Given request: For the material that follows, list every line containing the word "code".

[Saved entries]
----

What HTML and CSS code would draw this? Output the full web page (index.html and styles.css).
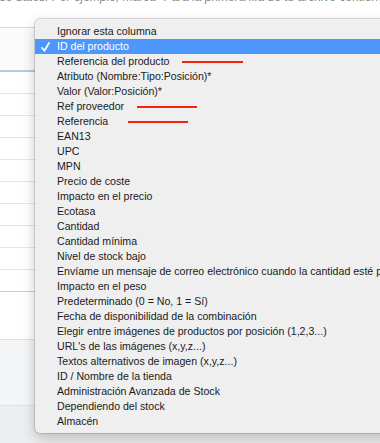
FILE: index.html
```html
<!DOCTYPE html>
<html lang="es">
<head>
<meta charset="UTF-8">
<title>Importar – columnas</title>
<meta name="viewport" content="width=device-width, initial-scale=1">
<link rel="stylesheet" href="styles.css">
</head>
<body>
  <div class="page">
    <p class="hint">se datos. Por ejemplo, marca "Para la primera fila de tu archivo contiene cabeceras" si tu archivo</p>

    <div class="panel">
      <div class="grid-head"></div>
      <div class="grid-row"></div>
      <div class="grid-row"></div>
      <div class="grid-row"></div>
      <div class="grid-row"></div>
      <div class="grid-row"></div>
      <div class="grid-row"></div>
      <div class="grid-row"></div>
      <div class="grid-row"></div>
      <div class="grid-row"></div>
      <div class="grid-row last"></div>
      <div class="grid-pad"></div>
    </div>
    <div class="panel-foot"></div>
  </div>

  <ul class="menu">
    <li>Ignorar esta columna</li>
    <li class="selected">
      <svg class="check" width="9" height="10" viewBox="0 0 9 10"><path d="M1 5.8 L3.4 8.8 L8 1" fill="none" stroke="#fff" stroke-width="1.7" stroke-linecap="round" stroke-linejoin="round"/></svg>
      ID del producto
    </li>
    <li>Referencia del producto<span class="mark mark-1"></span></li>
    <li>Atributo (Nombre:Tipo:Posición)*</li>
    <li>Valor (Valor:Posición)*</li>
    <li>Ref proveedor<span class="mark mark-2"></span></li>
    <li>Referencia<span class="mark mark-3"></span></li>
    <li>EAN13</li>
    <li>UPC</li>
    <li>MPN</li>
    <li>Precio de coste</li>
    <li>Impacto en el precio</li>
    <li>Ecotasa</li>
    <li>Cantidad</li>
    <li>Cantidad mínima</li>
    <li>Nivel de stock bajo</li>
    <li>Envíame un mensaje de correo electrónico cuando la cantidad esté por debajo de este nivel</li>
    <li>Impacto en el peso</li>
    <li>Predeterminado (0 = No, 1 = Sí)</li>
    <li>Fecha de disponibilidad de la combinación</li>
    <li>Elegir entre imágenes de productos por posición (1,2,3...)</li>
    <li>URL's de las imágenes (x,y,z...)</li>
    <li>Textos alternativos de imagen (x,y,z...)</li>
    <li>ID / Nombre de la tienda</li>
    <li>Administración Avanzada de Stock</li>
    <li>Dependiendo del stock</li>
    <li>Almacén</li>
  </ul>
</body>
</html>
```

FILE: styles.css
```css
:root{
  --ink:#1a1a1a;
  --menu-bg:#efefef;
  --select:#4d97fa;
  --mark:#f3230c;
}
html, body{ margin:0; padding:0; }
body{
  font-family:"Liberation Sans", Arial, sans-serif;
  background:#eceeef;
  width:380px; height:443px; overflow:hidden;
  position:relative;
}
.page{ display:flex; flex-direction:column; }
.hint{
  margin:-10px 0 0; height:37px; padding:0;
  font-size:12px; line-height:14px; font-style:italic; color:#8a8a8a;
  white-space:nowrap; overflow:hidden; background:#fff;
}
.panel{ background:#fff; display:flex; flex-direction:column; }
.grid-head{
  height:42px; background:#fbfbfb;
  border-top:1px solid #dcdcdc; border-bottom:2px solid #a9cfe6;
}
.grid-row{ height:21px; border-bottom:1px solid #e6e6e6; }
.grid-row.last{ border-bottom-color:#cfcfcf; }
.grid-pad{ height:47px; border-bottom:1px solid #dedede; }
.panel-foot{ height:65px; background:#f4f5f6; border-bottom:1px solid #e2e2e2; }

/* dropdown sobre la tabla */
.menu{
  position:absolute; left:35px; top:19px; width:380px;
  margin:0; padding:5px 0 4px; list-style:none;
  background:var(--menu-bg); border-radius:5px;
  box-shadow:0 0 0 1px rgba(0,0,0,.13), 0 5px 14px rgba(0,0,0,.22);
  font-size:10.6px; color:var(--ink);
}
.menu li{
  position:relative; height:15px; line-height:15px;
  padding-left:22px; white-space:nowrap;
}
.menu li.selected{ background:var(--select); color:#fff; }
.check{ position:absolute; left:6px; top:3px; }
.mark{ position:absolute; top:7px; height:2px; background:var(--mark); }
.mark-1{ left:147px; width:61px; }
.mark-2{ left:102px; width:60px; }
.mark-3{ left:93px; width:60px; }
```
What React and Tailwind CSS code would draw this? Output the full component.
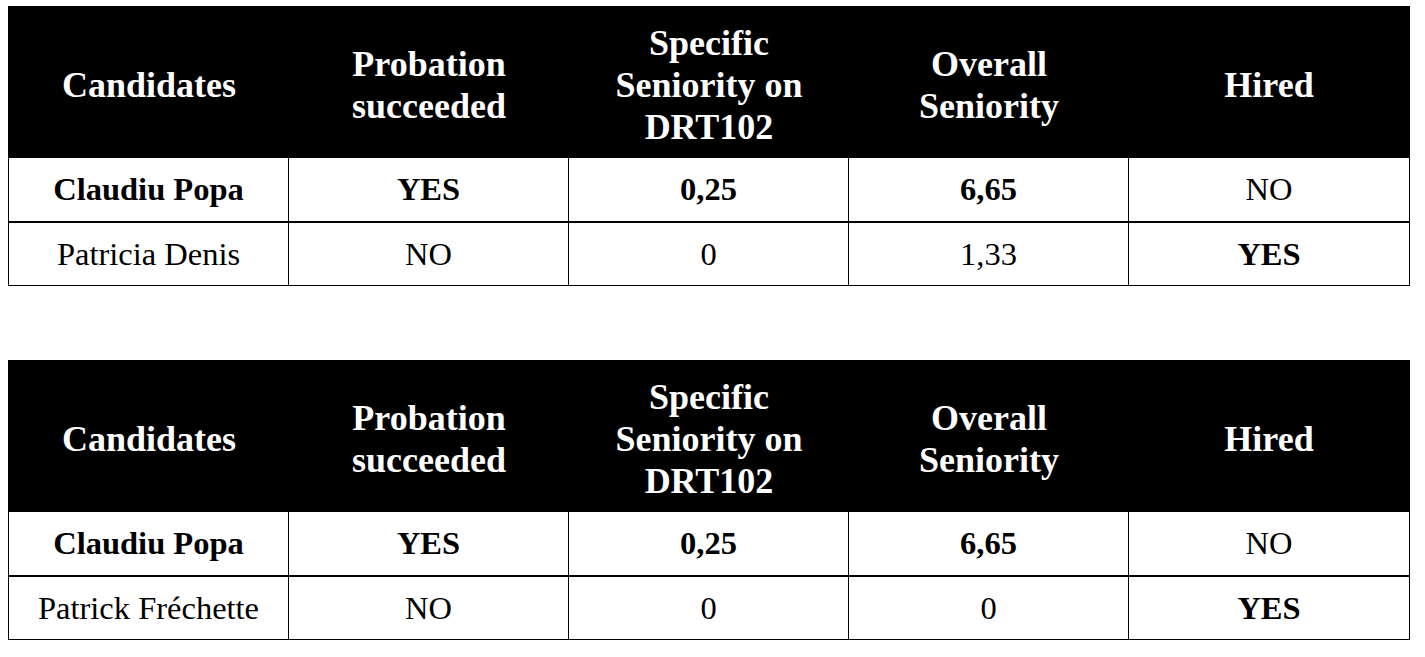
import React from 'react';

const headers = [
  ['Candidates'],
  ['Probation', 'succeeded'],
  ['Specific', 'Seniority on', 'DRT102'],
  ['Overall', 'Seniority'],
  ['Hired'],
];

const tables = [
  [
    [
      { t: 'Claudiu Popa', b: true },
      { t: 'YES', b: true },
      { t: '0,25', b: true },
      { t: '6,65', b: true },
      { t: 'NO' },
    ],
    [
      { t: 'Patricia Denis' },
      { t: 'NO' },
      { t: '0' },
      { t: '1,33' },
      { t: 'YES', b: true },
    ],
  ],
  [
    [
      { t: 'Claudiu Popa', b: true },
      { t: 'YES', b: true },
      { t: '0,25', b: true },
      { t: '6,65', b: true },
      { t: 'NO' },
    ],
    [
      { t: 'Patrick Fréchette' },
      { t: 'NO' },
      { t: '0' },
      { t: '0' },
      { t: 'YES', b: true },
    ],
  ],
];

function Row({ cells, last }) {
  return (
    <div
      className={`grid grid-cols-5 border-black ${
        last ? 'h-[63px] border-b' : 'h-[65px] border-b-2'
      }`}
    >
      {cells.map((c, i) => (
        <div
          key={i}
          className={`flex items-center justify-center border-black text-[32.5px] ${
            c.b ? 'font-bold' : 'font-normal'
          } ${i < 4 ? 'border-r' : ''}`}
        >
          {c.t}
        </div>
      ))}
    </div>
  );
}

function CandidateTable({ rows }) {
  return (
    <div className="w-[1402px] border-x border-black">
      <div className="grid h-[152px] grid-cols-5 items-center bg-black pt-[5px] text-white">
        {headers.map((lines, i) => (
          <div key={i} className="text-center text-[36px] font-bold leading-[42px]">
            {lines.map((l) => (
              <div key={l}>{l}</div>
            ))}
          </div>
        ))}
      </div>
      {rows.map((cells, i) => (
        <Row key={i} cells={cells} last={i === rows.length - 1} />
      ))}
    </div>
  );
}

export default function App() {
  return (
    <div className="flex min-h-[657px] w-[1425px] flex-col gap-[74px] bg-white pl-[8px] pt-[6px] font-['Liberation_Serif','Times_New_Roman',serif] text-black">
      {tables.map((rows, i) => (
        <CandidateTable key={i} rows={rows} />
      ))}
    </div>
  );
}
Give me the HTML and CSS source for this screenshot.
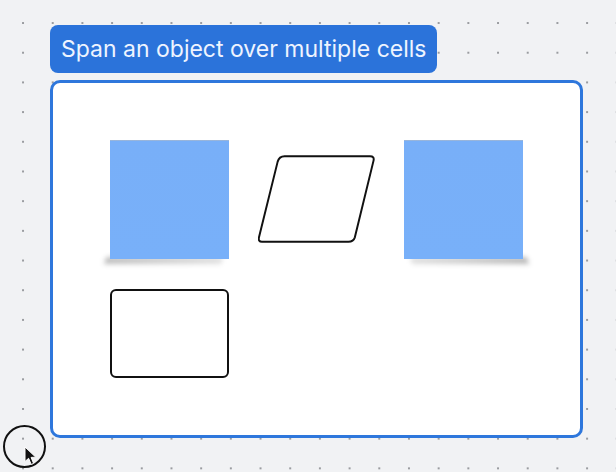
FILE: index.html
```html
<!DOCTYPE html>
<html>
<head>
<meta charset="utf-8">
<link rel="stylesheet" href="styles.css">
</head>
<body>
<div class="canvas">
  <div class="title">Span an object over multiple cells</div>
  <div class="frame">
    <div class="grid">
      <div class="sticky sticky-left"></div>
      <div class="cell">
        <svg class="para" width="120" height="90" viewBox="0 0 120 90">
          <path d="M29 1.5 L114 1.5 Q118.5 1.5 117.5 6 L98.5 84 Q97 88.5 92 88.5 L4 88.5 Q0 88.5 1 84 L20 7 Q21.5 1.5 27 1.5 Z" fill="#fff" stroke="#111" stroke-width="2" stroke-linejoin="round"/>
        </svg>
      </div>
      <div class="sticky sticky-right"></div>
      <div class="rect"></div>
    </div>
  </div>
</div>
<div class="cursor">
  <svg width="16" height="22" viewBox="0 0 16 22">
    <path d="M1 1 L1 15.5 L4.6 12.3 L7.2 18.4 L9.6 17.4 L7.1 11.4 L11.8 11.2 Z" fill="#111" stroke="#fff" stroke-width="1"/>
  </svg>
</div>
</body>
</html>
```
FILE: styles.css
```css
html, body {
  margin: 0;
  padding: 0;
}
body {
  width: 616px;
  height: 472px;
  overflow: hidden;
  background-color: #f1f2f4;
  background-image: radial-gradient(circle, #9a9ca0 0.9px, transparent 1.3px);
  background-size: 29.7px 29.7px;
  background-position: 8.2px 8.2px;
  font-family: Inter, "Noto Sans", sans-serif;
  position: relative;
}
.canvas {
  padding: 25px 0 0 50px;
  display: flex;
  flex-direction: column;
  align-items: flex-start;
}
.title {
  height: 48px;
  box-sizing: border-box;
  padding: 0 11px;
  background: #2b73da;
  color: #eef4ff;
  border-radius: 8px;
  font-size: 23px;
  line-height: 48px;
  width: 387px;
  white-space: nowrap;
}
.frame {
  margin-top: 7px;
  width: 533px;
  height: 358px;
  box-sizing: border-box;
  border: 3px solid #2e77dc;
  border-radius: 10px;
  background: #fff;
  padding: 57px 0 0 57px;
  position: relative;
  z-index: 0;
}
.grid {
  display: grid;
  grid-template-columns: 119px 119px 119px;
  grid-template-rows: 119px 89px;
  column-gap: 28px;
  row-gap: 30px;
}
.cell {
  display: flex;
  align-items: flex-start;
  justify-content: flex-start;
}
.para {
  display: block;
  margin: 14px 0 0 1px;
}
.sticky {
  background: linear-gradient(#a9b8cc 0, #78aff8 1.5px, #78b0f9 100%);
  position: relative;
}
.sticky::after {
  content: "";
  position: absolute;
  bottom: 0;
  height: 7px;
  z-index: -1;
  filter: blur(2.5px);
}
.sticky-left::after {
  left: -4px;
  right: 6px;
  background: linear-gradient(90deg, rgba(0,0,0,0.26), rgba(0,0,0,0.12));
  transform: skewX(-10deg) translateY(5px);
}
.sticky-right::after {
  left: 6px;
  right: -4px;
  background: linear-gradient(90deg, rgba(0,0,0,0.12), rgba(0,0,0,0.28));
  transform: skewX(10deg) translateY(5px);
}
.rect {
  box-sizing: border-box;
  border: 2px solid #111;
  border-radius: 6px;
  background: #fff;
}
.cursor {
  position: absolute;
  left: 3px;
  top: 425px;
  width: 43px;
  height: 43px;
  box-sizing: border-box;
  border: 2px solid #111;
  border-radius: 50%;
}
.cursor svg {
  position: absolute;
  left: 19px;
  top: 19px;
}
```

----

Worked answer:
What HTML and CSS code would draw this? Output the full web page (index.html and styles.css).
What React and Tailwind CSS code would draw this? Output the full component.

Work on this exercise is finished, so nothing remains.